_EXERCISE PROMPT_: Look in the material below for the line with "Generate a component" and the line with "string; cols: string;", then set down exactly those two lines and all lines between, nothing more.

_GIVEN DATA_:

START

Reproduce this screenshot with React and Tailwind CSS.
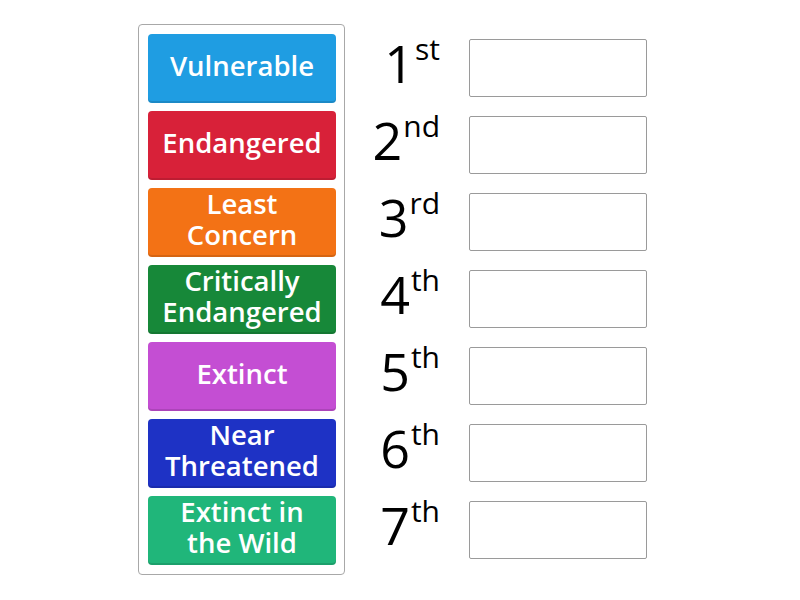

END
START

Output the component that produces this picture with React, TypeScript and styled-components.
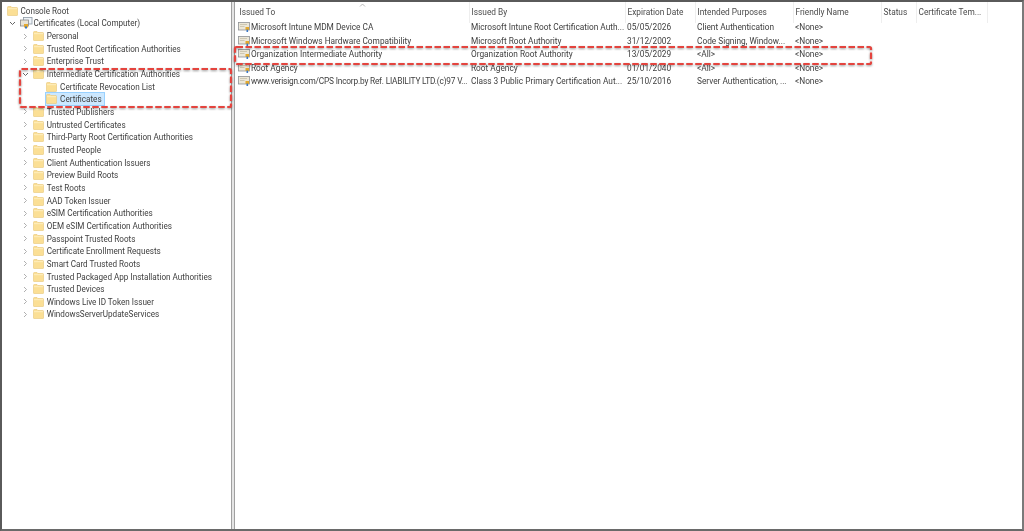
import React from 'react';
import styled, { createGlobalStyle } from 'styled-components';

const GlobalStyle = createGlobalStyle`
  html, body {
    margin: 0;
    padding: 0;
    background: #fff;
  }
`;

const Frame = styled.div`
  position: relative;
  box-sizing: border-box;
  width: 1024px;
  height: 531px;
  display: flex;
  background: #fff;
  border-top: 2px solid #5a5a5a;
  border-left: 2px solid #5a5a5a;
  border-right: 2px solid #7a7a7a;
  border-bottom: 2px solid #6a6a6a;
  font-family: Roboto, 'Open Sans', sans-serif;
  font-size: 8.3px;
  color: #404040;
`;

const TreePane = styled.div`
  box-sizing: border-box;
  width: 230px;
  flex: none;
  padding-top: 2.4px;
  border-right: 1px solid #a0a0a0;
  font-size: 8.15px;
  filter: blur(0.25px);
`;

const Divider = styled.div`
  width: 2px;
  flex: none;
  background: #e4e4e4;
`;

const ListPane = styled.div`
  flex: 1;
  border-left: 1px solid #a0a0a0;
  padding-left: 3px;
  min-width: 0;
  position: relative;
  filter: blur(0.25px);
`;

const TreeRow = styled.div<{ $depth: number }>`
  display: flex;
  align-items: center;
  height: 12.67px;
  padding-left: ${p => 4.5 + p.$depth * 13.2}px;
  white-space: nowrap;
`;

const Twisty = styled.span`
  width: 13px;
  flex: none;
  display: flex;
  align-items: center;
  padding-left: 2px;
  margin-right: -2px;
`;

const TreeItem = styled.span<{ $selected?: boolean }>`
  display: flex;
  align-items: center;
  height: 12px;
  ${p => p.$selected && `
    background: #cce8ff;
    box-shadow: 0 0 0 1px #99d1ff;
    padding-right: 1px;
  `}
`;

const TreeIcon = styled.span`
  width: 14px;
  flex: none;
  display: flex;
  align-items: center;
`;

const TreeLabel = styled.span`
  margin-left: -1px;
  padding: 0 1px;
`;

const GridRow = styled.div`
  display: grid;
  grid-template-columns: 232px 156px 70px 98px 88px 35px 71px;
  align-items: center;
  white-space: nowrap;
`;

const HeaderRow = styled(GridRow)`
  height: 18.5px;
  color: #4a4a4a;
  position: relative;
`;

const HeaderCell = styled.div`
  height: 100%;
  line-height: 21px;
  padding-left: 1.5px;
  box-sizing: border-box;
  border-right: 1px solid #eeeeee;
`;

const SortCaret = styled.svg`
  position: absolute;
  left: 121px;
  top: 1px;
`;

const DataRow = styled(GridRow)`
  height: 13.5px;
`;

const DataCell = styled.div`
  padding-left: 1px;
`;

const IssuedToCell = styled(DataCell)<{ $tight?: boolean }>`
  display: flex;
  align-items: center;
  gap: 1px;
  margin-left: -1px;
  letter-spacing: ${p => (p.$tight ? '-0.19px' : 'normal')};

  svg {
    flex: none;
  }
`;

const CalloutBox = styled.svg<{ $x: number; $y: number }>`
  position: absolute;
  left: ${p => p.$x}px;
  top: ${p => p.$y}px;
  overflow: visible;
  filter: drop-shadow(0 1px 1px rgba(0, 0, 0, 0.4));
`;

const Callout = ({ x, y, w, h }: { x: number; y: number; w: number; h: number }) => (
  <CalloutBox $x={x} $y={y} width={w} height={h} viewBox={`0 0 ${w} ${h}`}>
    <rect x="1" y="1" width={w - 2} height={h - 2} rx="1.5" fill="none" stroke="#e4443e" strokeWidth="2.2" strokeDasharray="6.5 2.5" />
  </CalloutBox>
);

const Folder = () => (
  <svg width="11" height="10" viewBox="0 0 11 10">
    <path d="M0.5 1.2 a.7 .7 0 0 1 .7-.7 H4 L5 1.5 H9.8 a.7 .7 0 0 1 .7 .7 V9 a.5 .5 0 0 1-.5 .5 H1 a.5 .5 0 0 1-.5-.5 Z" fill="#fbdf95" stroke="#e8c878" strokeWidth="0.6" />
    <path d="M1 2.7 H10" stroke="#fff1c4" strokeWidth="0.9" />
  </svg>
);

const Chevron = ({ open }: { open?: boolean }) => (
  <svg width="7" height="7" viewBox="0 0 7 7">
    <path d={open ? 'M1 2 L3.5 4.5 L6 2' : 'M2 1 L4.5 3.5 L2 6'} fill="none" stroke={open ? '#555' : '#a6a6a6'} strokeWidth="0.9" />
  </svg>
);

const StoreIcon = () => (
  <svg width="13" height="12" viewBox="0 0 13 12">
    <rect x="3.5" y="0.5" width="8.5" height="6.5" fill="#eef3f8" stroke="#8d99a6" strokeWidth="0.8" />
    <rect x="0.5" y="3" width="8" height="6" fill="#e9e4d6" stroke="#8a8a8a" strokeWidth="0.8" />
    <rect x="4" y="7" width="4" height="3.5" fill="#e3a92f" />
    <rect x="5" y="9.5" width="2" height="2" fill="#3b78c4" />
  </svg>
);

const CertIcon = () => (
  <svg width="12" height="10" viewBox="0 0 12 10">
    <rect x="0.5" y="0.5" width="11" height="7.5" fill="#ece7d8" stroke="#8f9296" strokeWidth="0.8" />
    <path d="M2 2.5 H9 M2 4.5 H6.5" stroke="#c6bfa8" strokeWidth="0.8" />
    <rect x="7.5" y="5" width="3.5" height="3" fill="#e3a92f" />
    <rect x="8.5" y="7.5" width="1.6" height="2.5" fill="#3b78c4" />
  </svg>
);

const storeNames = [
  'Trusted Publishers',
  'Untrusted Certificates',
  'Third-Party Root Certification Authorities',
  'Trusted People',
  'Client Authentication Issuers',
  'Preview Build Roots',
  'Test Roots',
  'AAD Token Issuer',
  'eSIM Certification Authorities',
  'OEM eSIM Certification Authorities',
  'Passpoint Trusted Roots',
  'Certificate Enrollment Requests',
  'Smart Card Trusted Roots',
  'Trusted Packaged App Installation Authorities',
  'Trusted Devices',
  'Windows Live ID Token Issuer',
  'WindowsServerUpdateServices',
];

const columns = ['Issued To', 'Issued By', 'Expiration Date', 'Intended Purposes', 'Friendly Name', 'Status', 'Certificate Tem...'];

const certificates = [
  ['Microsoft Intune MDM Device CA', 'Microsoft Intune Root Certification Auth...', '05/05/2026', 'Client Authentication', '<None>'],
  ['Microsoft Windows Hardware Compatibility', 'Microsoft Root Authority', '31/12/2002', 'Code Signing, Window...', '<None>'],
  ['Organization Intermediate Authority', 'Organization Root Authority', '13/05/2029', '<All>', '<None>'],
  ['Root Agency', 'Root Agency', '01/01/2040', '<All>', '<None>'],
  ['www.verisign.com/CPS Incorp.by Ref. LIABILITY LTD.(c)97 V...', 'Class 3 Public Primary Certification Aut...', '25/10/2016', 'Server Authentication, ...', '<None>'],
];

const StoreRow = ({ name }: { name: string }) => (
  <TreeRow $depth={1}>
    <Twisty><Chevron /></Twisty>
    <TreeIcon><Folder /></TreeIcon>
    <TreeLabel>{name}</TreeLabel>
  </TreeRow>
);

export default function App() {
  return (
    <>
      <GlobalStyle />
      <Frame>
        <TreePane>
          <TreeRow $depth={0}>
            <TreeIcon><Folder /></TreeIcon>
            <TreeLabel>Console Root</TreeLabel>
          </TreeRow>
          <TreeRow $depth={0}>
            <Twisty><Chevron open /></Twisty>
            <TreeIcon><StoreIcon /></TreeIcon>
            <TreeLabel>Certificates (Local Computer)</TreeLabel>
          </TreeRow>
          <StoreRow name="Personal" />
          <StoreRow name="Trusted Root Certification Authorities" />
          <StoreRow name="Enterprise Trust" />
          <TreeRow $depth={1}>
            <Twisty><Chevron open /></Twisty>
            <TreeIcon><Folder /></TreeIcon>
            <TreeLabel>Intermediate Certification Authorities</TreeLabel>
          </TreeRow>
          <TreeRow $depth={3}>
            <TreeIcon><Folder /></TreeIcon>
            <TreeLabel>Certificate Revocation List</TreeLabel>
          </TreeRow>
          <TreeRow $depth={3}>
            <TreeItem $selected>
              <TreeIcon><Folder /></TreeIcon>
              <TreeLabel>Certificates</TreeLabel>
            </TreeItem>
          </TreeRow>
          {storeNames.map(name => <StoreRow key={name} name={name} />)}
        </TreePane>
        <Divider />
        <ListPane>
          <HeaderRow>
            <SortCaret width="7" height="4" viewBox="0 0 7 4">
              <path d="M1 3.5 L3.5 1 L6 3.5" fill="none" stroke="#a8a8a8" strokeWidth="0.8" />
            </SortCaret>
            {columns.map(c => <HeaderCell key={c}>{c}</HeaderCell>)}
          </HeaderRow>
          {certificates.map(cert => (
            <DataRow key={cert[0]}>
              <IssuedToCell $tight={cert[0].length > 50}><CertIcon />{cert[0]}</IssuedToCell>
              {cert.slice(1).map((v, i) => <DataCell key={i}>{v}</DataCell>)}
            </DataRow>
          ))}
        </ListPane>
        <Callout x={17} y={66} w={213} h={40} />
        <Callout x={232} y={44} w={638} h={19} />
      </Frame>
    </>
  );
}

END
START

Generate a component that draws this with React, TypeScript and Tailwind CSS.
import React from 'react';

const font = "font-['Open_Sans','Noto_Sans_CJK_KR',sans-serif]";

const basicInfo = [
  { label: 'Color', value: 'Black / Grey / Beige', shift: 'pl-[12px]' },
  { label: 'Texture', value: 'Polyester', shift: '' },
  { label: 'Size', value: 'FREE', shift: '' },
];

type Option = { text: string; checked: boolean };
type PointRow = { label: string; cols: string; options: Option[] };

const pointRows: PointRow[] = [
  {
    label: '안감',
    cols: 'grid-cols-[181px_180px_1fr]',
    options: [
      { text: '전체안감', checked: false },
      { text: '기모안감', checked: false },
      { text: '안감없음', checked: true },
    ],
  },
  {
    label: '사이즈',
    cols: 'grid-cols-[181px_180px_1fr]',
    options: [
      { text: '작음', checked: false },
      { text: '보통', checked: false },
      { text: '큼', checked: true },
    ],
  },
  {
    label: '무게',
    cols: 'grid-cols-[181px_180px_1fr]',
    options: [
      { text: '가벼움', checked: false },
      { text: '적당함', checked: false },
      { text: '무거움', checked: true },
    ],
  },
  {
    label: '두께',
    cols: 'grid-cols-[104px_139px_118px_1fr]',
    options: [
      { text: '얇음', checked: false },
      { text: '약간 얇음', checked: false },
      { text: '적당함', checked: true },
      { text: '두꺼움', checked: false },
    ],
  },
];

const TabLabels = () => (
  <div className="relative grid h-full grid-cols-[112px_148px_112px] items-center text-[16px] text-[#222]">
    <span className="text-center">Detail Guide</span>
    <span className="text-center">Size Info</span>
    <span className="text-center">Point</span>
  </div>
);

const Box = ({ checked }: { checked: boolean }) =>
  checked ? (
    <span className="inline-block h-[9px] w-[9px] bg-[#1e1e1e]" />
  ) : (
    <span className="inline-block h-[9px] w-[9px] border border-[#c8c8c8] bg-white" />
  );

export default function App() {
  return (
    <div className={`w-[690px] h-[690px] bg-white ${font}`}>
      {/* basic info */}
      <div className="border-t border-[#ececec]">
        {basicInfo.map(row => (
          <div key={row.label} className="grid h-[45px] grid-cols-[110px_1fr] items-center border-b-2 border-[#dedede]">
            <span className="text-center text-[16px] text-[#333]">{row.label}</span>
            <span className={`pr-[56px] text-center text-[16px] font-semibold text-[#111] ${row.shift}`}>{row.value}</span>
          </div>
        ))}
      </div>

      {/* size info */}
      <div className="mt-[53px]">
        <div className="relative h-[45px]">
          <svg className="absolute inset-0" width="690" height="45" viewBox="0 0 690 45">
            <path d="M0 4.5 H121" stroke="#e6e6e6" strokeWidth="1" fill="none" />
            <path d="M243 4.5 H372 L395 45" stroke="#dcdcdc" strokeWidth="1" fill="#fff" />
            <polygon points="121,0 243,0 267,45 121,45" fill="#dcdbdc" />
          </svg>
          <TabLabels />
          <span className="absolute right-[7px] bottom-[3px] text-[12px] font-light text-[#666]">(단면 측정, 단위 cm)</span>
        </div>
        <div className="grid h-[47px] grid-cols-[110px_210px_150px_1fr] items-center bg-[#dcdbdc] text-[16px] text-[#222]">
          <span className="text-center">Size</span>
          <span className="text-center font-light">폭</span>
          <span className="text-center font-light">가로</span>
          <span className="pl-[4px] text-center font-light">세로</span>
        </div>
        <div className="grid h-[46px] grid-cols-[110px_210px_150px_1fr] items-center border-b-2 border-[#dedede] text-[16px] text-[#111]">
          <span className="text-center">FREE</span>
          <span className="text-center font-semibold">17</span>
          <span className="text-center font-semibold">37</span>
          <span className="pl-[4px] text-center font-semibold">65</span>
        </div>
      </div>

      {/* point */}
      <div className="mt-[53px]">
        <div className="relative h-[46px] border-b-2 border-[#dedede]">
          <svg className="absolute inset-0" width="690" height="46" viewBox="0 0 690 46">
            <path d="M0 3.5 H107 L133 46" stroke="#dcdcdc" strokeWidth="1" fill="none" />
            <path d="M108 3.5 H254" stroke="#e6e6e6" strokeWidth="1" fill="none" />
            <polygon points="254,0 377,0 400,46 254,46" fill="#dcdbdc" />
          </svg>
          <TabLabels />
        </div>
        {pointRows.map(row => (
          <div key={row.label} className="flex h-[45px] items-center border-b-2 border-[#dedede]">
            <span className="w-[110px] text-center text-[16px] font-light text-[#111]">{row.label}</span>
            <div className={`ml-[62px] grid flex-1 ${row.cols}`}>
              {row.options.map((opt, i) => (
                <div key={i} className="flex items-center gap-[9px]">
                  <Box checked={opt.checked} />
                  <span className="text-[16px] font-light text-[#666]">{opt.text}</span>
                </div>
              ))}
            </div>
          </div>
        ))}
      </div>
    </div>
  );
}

END

_FINISHED ANSWER_:
Generate a component that draws this with React, TypeScript and Tailwind CSS.
import React from 'react';

const font = "font-['Open_Sans','Noto_Sans_CJK_KR',sans-serif]";

const basicInfo = [
  { label: 'Color', value: 'Black / Grey / Beige', shift: 'pl-[12px]' },
  { label: 'Texture', value: 'Polyester', shift: '' },
  { label: 'Size', value: 'FREE', shift: '' },
];

type Option = { text: string; checked: boolean };
type PointRow = { label: string; cols: string; options: Option[] };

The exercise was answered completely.